EXERCISE DESCRIPTION: Find the string "index" in the data, then copy every line where it is found.

DATA LINES:
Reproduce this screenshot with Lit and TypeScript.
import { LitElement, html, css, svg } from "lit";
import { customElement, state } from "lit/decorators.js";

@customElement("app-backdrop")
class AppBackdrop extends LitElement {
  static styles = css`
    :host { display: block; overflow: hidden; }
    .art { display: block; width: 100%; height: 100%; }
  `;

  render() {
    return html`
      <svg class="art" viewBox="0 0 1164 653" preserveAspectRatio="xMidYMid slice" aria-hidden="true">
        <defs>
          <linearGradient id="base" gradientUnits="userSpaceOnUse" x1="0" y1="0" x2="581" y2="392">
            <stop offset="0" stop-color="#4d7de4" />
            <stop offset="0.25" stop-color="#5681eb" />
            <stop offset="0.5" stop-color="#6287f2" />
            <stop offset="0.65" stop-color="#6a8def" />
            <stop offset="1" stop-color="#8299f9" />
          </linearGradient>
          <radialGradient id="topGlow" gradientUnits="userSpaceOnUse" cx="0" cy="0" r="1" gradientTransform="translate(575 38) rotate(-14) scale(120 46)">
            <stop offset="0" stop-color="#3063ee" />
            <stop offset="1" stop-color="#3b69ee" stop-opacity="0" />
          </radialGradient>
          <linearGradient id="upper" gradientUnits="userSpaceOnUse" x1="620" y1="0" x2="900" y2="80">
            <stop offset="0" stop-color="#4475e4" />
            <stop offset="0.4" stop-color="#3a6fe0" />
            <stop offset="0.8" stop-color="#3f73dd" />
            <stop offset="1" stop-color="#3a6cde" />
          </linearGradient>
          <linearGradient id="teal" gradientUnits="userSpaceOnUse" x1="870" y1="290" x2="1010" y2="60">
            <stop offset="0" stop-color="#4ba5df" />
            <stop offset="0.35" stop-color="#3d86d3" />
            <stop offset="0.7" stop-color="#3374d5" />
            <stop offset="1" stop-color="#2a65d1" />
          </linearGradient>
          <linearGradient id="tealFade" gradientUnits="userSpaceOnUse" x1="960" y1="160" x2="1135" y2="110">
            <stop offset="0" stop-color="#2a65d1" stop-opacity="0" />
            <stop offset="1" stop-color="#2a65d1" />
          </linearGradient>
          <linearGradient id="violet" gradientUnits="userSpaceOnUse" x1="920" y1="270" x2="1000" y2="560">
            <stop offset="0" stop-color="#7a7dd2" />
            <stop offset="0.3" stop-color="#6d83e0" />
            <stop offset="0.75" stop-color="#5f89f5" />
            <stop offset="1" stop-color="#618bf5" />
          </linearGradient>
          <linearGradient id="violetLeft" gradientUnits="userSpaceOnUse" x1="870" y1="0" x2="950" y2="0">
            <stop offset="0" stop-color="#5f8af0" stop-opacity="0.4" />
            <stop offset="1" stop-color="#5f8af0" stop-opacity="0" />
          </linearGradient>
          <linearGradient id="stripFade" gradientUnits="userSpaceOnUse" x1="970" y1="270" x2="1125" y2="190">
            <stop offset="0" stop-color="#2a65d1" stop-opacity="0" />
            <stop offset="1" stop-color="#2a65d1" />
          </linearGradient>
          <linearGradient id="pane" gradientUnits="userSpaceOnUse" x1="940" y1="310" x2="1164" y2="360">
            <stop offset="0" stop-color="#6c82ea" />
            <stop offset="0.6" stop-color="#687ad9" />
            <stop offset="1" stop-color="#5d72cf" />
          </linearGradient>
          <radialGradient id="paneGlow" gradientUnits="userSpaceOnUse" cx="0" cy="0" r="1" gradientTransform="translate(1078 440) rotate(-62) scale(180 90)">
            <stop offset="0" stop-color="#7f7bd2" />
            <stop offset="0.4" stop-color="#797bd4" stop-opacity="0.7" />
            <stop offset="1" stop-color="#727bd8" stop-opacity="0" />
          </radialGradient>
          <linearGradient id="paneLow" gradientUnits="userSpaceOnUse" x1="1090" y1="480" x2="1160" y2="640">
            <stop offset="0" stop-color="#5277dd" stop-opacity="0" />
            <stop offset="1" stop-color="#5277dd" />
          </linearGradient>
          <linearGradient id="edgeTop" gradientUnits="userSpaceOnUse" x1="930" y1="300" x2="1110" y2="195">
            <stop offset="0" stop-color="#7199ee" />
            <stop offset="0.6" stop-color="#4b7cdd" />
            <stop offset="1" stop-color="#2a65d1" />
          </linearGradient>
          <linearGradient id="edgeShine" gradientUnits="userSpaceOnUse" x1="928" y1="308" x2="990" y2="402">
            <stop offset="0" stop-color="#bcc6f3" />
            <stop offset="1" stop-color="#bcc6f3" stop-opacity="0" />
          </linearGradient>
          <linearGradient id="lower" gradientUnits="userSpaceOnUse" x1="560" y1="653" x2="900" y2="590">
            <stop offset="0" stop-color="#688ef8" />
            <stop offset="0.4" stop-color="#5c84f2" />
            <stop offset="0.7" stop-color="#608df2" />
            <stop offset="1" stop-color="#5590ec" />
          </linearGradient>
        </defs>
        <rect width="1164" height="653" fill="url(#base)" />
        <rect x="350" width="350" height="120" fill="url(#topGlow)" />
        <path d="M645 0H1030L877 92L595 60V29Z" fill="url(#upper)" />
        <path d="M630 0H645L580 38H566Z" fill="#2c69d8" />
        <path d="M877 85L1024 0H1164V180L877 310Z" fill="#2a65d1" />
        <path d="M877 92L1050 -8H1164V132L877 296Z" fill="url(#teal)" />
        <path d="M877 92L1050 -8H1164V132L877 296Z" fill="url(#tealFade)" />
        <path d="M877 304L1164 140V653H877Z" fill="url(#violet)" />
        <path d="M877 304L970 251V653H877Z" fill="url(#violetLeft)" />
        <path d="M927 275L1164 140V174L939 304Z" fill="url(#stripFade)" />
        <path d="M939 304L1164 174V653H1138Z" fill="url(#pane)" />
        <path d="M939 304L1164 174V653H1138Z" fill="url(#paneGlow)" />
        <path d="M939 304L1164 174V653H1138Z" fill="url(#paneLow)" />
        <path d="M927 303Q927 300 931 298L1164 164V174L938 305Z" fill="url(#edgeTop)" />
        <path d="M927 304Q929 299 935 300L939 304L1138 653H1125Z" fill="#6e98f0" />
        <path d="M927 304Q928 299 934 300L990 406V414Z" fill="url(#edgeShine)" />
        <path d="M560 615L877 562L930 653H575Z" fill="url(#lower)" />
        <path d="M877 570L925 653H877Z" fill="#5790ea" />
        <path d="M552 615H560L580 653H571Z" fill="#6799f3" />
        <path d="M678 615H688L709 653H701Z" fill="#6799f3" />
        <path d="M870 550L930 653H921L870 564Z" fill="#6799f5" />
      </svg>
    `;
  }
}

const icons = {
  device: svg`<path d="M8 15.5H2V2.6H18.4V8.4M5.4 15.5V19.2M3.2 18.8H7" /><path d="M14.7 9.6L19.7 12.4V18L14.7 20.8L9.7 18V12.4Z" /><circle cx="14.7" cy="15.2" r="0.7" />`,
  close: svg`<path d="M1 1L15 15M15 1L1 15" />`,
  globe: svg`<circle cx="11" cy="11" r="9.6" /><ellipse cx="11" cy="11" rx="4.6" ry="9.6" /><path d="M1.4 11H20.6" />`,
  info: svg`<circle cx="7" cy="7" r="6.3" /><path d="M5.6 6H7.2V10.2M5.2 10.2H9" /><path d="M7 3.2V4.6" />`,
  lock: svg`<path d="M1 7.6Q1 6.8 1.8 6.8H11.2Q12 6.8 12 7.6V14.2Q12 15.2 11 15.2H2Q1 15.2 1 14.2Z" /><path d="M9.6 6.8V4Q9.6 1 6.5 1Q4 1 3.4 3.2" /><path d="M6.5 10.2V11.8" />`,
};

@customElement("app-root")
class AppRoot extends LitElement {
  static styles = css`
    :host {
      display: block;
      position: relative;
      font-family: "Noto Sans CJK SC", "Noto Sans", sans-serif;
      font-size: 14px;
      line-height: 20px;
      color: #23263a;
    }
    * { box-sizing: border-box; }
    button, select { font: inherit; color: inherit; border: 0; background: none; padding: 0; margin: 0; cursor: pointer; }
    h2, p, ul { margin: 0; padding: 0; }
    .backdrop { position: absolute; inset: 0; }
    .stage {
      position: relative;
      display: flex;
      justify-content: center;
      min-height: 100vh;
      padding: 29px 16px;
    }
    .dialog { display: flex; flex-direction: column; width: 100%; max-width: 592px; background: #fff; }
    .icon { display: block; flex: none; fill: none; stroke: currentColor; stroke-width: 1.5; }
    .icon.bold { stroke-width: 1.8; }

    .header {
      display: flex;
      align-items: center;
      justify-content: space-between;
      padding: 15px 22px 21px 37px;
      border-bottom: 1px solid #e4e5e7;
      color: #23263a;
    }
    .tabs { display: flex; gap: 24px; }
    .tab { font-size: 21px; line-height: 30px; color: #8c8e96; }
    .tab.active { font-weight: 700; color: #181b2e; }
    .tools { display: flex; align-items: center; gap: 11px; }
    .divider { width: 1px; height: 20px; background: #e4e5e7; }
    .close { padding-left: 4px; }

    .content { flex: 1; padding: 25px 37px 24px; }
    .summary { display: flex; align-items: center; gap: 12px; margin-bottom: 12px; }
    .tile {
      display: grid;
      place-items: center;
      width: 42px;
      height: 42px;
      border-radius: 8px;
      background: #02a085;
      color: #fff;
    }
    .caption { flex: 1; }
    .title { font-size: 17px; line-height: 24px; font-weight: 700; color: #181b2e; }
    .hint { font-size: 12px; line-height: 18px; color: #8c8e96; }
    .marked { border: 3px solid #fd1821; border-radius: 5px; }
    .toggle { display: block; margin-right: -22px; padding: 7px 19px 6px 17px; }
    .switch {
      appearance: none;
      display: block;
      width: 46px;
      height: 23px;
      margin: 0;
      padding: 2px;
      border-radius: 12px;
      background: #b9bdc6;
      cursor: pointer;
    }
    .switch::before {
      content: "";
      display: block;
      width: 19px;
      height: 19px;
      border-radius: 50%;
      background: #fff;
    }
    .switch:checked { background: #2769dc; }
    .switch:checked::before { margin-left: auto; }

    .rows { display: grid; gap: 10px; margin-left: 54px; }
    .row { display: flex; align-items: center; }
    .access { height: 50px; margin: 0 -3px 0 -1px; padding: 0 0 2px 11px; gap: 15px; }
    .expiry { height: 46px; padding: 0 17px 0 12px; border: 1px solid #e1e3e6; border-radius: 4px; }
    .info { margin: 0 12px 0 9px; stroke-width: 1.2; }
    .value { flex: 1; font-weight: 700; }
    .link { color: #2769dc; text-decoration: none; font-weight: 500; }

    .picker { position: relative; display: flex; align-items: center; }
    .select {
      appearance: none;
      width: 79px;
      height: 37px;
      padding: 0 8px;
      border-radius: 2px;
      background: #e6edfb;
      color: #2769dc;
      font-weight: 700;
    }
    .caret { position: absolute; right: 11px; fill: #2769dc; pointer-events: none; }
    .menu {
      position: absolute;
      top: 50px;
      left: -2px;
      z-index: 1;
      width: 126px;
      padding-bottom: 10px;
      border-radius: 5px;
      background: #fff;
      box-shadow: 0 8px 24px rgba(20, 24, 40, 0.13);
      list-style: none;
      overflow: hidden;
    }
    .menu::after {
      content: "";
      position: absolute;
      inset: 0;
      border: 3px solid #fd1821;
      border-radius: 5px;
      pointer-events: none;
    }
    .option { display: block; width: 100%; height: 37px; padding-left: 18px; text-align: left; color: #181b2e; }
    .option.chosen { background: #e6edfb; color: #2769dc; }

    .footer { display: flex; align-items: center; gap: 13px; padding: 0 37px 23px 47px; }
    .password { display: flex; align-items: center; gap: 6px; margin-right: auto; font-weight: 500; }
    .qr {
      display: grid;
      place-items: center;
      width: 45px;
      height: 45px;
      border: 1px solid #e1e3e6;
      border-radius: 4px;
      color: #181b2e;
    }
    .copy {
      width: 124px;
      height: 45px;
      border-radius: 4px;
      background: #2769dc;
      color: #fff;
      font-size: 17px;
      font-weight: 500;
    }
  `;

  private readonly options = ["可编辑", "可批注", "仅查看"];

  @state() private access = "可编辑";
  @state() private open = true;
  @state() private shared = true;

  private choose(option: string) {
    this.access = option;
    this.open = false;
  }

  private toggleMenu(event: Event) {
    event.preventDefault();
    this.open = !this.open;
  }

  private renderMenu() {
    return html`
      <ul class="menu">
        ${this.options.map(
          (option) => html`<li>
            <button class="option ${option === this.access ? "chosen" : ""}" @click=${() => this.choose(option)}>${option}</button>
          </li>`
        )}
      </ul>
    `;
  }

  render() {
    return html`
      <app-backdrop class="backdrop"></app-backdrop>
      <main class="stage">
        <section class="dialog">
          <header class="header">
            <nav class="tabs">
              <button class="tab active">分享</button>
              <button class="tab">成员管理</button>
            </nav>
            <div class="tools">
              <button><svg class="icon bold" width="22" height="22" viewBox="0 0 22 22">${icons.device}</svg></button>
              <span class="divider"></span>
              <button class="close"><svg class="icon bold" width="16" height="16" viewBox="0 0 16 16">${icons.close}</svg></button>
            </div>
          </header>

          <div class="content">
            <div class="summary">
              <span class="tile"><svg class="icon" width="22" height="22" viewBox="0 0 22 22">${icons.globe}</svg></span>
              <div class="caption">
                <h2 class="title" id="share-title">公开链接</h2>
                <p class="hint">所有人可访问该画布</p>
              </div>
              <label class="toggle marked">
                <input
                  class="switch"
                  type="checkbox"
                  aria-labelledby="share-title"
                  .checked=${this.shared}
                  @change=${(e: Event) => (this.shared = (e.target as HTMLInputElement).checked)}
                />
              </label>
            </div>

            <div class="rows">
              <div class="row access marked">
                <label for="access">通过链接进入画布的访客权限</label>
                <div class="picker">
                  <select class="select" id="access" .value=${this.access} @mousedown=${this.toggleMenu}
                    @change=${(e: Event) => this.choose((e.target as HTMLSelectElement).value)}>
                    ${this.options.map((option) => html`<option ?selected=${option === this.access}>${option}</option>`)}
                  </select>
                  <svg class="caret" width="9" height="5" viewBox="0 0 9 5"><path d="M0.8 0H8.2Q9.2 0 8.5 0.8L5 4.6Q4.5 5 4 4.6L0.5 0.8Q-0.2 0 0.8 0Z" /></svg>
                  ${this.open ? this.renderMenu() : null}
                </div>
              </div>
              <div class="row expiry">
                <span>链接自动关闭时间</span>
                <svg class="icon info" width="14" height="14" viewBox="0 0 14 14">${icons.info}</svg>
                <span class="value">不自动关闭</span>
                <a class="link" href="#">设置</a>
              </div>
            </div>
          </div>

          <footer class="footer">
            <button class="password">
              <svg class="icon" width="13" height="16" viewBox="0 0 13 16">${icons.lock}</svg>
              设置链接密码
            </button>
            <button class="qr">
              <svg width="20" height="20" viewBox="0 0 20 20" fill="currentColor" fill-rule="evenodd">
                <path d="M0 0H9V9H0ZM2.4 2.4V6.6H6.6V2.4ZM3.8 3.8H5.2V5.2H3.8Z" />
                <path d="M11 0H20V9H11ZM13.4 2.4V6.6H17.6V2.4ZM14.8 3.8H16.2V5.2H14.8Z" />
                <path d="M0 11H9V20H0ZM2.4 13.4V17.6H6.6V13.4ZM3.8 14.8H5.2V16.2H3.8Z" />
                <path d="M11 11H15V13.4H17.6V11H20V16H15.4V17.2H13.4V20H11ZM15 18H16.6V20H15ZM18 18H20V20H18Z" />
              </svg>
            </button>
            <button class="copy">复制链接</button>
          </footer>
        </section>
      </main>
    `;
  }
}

==

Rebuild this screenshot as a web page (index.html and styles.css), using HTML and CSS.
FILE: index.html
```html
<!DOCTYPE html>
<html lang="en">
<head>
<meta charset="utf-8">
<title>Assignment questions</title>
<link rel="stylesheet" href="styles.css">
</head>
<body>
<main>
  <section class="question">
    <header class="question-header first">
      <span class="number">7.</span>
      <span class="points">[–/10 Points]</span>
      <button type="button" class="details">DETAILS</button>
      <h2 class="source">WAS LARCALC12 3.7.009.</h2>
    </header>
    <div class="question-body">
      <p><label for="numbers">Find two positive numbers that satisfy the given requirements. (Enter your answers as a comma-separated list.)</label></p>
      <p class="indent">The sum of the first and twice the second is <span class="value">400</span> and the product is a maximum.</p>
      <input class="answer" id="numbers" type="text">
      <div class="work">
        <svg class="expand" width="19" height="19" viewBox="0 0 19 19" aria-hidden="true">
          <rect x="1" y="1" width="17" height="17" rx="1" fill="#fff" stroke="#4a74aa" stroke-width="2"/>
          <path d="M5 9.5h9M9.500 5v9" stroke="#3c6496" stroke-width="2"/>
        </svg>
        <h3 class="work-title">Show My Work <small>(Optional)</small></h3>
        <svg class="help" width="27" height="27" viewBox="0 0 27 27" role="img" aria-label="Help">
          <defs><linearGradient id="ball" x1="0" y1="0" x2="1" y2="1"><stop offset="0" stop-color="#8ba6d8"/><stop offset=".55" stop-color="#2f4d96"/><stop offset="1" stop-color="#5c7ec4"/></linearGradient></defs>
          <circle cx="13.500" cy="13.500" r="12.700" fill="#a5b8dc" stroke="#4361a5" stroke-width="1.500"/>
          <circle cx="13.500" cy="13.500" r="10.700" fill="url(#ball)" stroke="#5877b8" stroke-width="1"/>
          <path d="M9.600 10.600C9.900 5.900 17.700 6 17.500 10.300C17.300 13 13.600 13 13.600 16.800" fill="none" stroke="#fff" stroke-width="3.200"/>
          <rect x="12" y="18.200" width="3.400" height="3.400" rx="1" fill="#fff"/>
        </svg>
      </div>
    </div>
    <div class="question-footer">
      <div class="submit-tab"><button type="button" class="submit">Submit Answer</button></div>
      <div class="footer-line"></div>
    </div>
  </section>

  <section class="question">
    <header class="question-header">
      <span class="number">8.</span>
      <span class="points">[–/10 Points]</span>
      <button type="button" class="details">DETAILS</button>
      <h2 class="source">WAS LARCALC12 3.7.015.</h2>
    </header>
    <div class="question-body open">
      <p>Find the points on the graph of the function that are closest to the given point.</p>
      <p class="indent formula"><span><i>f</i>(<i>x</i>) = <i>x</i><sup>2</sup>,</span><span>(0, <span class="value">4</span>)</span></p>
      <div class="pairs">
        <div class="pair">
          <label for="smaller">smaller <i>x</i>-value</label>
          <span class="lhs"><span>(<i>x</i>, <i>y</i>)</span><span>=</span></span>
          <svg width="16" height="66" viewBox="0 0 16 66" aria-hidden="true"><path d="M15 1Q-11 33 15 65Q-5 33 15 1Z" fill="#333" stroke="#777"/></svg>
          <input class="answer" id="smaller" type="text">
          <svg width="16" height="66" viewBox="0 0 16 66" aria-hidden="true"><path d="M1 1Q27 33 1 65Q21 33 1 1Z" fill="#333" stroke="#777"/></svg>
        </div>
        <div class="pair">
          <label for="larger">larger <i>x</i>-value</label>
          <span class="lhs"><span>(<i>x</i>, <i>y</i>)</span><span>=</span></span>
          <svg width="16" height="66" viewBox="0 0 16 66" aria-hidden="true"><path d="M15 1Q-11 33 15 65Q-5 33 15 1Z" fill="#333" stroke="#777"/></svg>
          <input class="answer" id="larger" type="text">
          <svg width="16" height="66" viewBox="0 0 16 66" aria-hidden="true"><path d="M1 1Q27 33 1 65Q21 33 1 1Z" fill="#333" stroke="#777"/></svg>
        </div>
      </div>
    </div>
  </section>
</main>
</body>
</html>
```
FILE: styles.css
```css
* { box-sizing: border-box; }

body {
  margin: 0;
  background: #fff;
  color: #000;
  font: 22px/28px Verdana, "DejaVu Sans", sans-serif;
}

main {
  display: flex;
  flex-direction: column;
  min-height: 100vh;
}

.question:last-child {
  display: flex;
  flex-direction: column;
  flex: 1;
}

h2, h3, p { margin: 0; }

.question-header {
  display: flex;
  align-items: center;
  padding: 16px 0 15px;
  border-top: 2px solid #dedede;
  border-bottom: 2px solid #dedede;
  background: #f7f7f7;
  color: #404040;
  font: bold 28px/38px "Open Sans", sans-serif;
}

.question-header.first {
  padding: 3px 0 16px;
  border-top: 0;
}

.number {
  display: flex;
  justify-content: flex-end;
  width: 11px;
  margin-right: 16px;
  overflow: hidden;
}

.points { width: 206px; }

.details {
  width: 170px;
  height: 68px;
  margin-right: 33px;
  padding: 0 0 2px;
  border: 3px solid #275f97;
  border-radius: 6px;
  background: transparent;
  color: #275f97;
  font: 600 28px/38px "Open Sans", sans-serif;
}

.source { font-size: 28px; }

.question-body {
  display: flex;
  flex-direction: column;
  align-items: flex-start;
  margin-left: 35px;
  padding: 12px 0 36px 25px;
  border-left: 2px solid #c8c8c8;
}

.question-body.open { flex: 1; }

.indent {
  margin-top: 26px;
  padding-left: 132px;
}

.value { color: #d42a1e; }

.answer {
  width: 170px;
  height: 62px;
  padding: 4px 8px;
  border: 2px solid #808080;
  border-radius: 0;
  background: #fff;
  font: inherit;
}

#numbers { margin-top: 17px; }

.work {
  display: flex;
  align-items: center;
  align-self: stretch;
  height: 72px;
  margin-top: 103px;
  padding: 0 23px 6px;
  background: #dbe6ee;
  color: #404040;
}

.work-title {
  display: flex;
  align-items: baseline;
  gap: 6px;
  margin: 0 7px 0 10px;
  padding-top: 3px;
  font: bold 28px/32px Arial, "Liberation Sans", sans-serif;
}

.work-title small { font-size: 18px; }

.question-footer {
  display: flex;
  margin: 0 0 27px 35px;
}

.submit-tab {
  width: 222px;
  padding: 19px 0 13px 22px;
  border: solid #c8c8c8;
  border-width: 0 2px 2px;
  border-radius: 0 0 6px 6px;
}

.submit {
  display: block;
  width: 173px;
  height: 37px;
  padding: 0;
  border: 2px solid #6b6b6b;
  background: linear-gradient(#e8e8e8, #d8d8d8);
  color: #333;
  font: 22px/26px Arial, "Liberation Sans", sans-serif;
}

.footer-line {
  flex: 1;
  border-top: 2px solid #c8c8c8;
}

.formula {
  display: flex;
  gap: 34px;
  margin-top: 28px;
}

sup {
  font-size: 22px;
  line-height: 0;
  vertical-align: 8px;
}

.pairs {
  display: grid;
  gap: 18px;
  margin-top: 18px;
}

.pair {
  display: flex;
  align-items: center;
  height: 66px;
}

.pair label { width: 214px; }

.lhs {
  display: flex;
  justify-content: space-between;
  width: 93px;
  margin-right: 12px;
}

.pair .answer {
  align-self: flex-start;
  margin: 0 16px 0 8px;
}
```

EXPECTED ANSWER:
      z-index: 1;
Rebuild this screenshot as a web page (index.html and styles.css), using HTML and CSS.
FILE: index.html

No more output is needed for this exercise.